O que não depoe contra o filme. As comparações com Táxi Driver, ou mesmo Desejo de Matar (a cena do metrô ficava me sugerindo isso), não são descabidas e a ambientação foi deliberadamente feita para refletir essas idéias. Mas é interessante notar como várias pessoas tiveram várias interpretações diferentes do filme e do que ele se propoe.
De toda forma, aqui está a minha.
Embora seja possivel entender pelo passar do filme o porque do Coringa fazer o que faz, e sua queda para a insanidade completa, não me parece que o filme justifique os atos dele. Fica claro que uma pessoa que faça o que ele faz é maluca e um perigo, para si, e como bem sabemos, já que se trata do Coringa, para todos. A sociedade de Gothan não necessariamente criou o Coringa, apenas o tirou de dentro de um cara que já o tinha em si. Fica o questionamento. Se Arthur vivesse sob outras condições, tivesse tido uma vida diferente, teria se tornado o Coringa, ou algo semelhante? Ou aquela situação teria tornado qualquer um no Coringa? Nurture vs Nature?
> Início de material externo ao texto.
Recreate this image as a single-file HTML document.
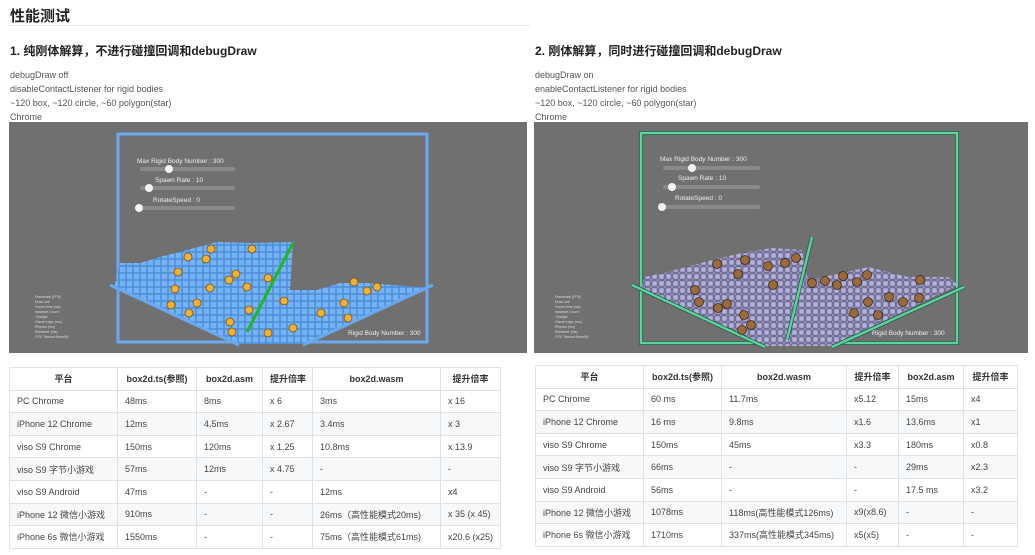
<!DOCTYPE html>
<html><head><meta charset="utf-8">
<style>
*{margin:0;padding:0;box-sizing:border-box}
body{width:1035px;height:555px;background:#fff;position:relative;overflow:hidden;font-family:"Liberation Sans","Noto Sans CJK SC",sans-serif;color:#333}
.a{position:absolute;white-space:nowrap}
.h1{left:10px;top:5px;font-size:15px;font-weight:bold;color:#222}
.hr{left:8px;top:25px;width:522px;height:1px;background:#e6e6e6}
.h2{font-size:12px;font-weight:bold;color:#222;top:42px}
.p{font-size:9px;color:#555;line-height:14px;top:68px}
table{position:absolute;border-collapse:collapse;font-size:9px;color:#444;table-layout:fixed}
td,th{border:1px solid #dfe2e5;height:22.6px;padding:0 7px;text-align:left;white-space:nowrap;overflow:hidden}
th{text-align:center;font-weight:bold;color:#333}
tr:nth-child(odd) td{background:#f6f8fa}
svg{position:absolute}
</style></head><body>
<div class="a h1">性能测试</div>
<div class="a hr"></div>
<div class="a h2" style="left:10px">1. 纯刚体解算，不进行碰撞回调和debugDraw</div>
<div class="a h2" style="left:535px">2. 刚体解算，同时进行碰撞回调和debugDraw</div>
<div class="a p" style="left:10px">debugDraw off<br>disableContactListener for rigid bodies<br>~120 box, ~120 circle, ~60 polygon(star)<br>Chrome</div>
<div class="a p" style="left:535px">debugDraw on<br>enableContactListener for rigid bodies<br>~120 box, ~120 circle, ~60 polygon(star)<br>Chrome</div>

<svg width="1035" height="555" style="left:0;top:0" font-family="Liberation Sans, sans-serif">
<defs>
<pattern id="pb" width="7" height="7" patternUnits="userSpaceOnUse"><rect width="7" height="7" fill="#4f8fd8"/><rect x="0.8" y="0.8" width="5.4" height="5.4" fill="#74b4f6"/></pattern>
<pattern id="pv" width="7" height="7" patternUnits="userSpaceOnUse"><rect width="7" height="7" fill="#b4b2dc"/><rect x="0.8" y="0.8" width="5.4" height="5.4" fill="none" stroke="#3c3a5c" stroke-width="0.7"/></pattern>
</defs>
<!-- left canvas -->
<rect x="9" y="122" width="518" height="231" fill="#707070"/>
<rect x="118" y="134" width="309" height="208" fill="none" stroke="#6aa8f0" stroke-width="3"/>
<polygon points="114,288 120,263 140,263 160,257 187,250 217,242 253,243 293,242 290,290 317,290 340,283 367,283 417,287 432,287 303,344 239,344" fill="url(#pb)"/>
<line x1="110" y1="285" x2="239" y2="345" stroke="#6aa8f0" stroke-width="3"/>
<line x1="303" y1="345" x2="433" y2="285" stroke="#6aa8f0" stroke-width="3"/>
<line x1="293" y1="243" x2="247" y2="332" stroke="#1fb81f" stroke-width="3"/>
<g fill="#f0b030" stroke="#7a5020" stroke-width="0.8">
<circle cx="188" cy="257" r="4"/><circle cx="211" cy="249" r="4"/><circle cx="206" cy="259" r="4"/><circle cx="178" cy="272" r="4"/><circle cx="229" cy="280" r="4"/><circle cx="252" cy="249" r="4"/><circle cx="236" cy="274" r="4"/><circle cx="268" cy="278" r="4"/><circle cx="175" cy="289" r="4"/><circle cx="210" cy="288" r="4"/><circle cx="247" cy="287" r="4"/><circle cx="171" cy="305" r="4"/><circle cx="197" cy="303" r="4"/><circle cx="189" cy="313" r="4"/><circle cx="249" cy="310" r="4"/><circle cx="230" cy="322" r="4"/><circle cx="232" cy="332" r="4"/><circle cx="268" cy="333" r="4"/><circle cx="284" cy="301" r="4"/><circle cx="293" cy="328" r="4"/><circle cx="321" cy="313" r="4"/><circle cx="344" cy="303" r="4"/><circle cx="348" cy="318" r="4"/><circle cx="354" cy="282" r="4"/><circle cx="367" cy="291" r="4"/><circle cx="377" cy="287" r="4"/>
</g>
<g font-size="6.5" fill="#eee">
<text x="137" y="163">Max Rigid Body Number :  300</text>
<text x="155" y="182">Spawn Rate :          10</text>
<text x="153" y="202">RotateSpeed :         0</text>
<text x="348" y="335">Rigid Body Number :  300</text>
</g>
<g fill="#8a8a8a"><rect x="140" y="167" width="95" height="4" rx="2"/><rect x="140" y="186" width="95" height="4" rx="2"/><rect x="140" y="206" width="95" height="4" rx="2"/></g>
<g fill="#f2f2f2"><circle cx="169" cy="169" r="4"/><circle cx="149" cy="188" r="4"/><circle cx="139" cy="208" r="4"/></g>
<g fill="#ddd"><rect x="35" y="296" width="30" height="44" fill="none"/>
<text x="35" y="298" font-size="3.5">Framerate (FPS)</text><text x="35" y="303" font-size="3.5">Draw call</text><text x="35" y="308" font-size="3.5">Frame time (ms)</text><text x="35" y="313" font-size="3.5">Instance Count</text><text x="35" y="318" font-size="3.5">Triangle</text><text x="35" y="323" font-size="3.5">Game Logic (ms)</text><text x="35" y="328" font-size="3.5">Physics (ms)</text><text x="35" y="333" font-size="3.5">Renderer (ms)</text><text x="35" y="338" font-size="3.5">GFX Texture Mem(M)</text></g>

<!-- right canvas -->
<rect x="534" y="122" width="494" height="231" fill="#707070"/>
<rect x="641" y="133" width="316" height="210" fill="none" stroke="#2a5a44" stroke-width="4"/>
<rect x="641" y="133" width="316" height="210" fill="none" stroke="#5fd2a2" stroke-width="2.4"/>
<polygon points="640,290 645,277 668,272 712,260 742,253 772,248 802,250 808,280 842,273 868,267 908,277 948,277 958,285 832,346 765,346" fill="url(#pv)"/>
<line x1="632" y1="285" x2="765" y2="347" stroke="#2a5a44" stroke-width="4"/>
<line x1="632" y1="285" x2="765" y2="347" stroke="#5fd2a2" stroke-width="2.4"/>
<line x1="832" y1="347" x2="964" y2="287" stroke="#2a5a44" stroke-width="4"/>
<line x1="832" y1="347" x2="964" y2="287" stroke="#5fd2a2" stroke-width="2.4"/>
<line x1="812" y1="237" x2="787" y2="340" stroke="#2a5a44" stroke-width="4"/>
<line x1="812" y1="237" x2="787" y2="340" stroke="#5fd2a2" stroke-width="2.4"/>
<g fill="#9a6a3a" stroke="#3a2a1a" stroke-width="0.8">
<circle cx="717" cy="264" r="4.5"/><circle cx="745" cy="260" r="4.5"/><circle cx="738" cy="274" r="4.5"/><circle cx="768" cy="266" r="4.5"/><circle cx="785" cy="263" r="4.5"/><circle cx="796" cy="258" r="4.5"/><circle cx="773" cy="285" r="4.5"/><circle cx="695" cy="290" r="4.5"/><circle cx="699" cy="302" r="4.5"/><circle cx="718" cy="308" r="4.5"/><circle cx="727" cy="304" r="4.5"/><circle cx="744" cy="315" r="4.5"/><circle cx="751" cy="325" r="4.5"/><circle cx="742" cy="330" r="4.5"/><circle cx="812" cy="283" r="4.5"/><circle cx="825" cy="281" r="4.5"/><circle cx="837" cy="285" r="4.5"/><circle cx="843" cy="276" r="4.5"/><circle cx="857" cy="282" r="4.5"/><circle cx="867" cy="275" r="4.5"/><circle cx="868" cy="302" r="4.5"/><circle cx="854" cy="313" r="4.5"/><circle cx="878" cy="315" r="4.5"/><circle cx="889" cy="297" r="4.5"/><circle cx="903" cy="302" r="4.5"/><circle cx="920" cy="280" r="4.5"/><circle cx="919" cy="298" r="4.5"/></g>
<g font-size="6.5" fill="#eee">
<text x="660" y="161">Max Rigid Body Number :  300</text>
<text x="678" y="180">Spawn Rate :          10</text>
<text x="675" y="200">RotateSpeed :         0</text>
<text x="872" y="335">Rigid Body Number :  300</text>
</g>
<g fill="#8a8a8a"><rect x="663" y="166" width="97" height="4" rx="2"/><rect x="663" y="185" width="97" height="4" rx="2"/><rect x="663" y="205" width="97" height="4" rx="2"/></g>
<g fill="#f2f2f2"><circle cx="692" cy="168" r="4"/><circle cx="672" cy="187" r="4"/><circle cx="662" cy="207" r="4"/></g>
<g fill="#ddd" font-size="3.5"><text x="555" y="298">Framerate (FPS)</text><text x="555" y="303">Draw call</text><text x="555" y="308">Frame time (ms)</text><text x="555" y="313">Instance Count</text><text x="555" y="318">Triangle</text><text x="555" y="323">Game Logic (ms)</text><text x="555" y="328">Physics (ms)</text><text x="555" y="333">Renderer (ms)</text><text x="555" y="338">GFX Texture Mem(M)</text></g>
</svg>

<table style="left:9px;top:367px;width:491px">
<colgroup><col style="width:108px"><col style="width:79px"><col style="width:66px"><col style="width:50px"><col style="width:128px"><col style="width:60px"></colgroup>
<tr><th>平台</th><th>box2d.ts(参照)</th><th>box2d.asm</th><th>提升倍率</th><th>box2d.wasm</th><th>提升倍率</th></tr>
<tr><td>PC Chrome</td><td>48ms</td><td>8ms</td><td>x 6</td><td>3ms</td><td>x 16</td></tr>
<tr><td>iPhone 12 Chrome</td><td>12ms</td><td>4.5ms</td><td>x 2.67</td><td>3.4ms</td><td>x 3</td></tr>
<tr><td>viso S9 Chrome</td><td>150ms</td><td>120ms</td><td>x 1.25</td><td>10.8ms</td><td>x 13.9</td></tr>
<tr><td>viso S9 字节小游戏</td><td>57ms</td><td>12ms</td><td>x 4.75</td><td>-</td><td>-</td></tr>
<tr><td>viso S9 Android</td><td>47ms</td><td>-</td><td>-</td><td>12ms</td><td>x4</td></tr>
<tr><td>iPhone 12 微信小游戏</td><td>910ms</td><td>-</td><td>-</td><td>26ms（高性能模式20ms)</td><td>x 35 (x 45)</td></tr>
<tr><td>iPhone 6s 微信小游戏</td><td>1550ms</td><td>-</td><td>-</td><td>75ms（高性能模式61ms)</td><td>x20.6 (x25)</td></tr>
</table>

<table style="left:535px;top:365px;width:482px">
<colgroup><col style="width:108px"><col style="width:78px"><col style="width:125px"><col style="width:52px"><col style="width:65px"><col style="width:54px"></colgroup>
<tr><th>平台</th><th>box2d.ts(参照)</th><th>box2d.wasm</th><th>提升倍率</th><th>box2d.asm</th><th>提升倍率</th></tr>
<tr><td>PC Chrome</td><td>60 ms</td><td>11.7ms</td><td>x5.12</td><td>15ms</td><td>x4</td></tr>
<tr><td>iPhone 12 Chrome</td><td>16 ms</td><td>9.8ms</td><td>x1.6</td><td>13.6ms</td><td>x1</td></tr>
<tr><td>viso S9 Chrome</td><td>150ms</td><td>45ms</td><td>x3.3</td><td>180ms</td><td>x0.8</td></tr>
<tr><td>viso S9 字节小游戏</td><td>66ms</td><td>-</td><td>-</td><td>29ms</td><td>x2.3</td></tr>
<tr><td>viso S9 Android</td><td>56ms</td><td>-</td><td>-</td><td>17.5 ms</td><td>x3.2</td></tr>
<tr><td>iPhone 12 微信小游戏</td><td>1078ms</td><td>118ms(高性能模式126ms)</td><td>x9(x8.6)</td><td>-</td><td>-</td></tr>
<tr><td>iPhone 6s 微信小游戏</td><td>1710ms</td><td>337ms(高性能模式345ms)</td><td>x5(x5)</td><td>-</td><td>-</td></tr>
</table>
</body></html>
Outras pessoas teriam usado as tragédias de suas vidas para se tornar heróis. Algumas, para ser o Coringa.
De toda forma, é possivelmente o melhor filme de quadrinhos em um bom tempo e um daqueles poucos que resolveu fazer algo diferente.
Se a Warner abdicasse de ter um Universo Cinematográfico em troca de filmes com essa qualidade, eu diria que seria uma troca vantajosa.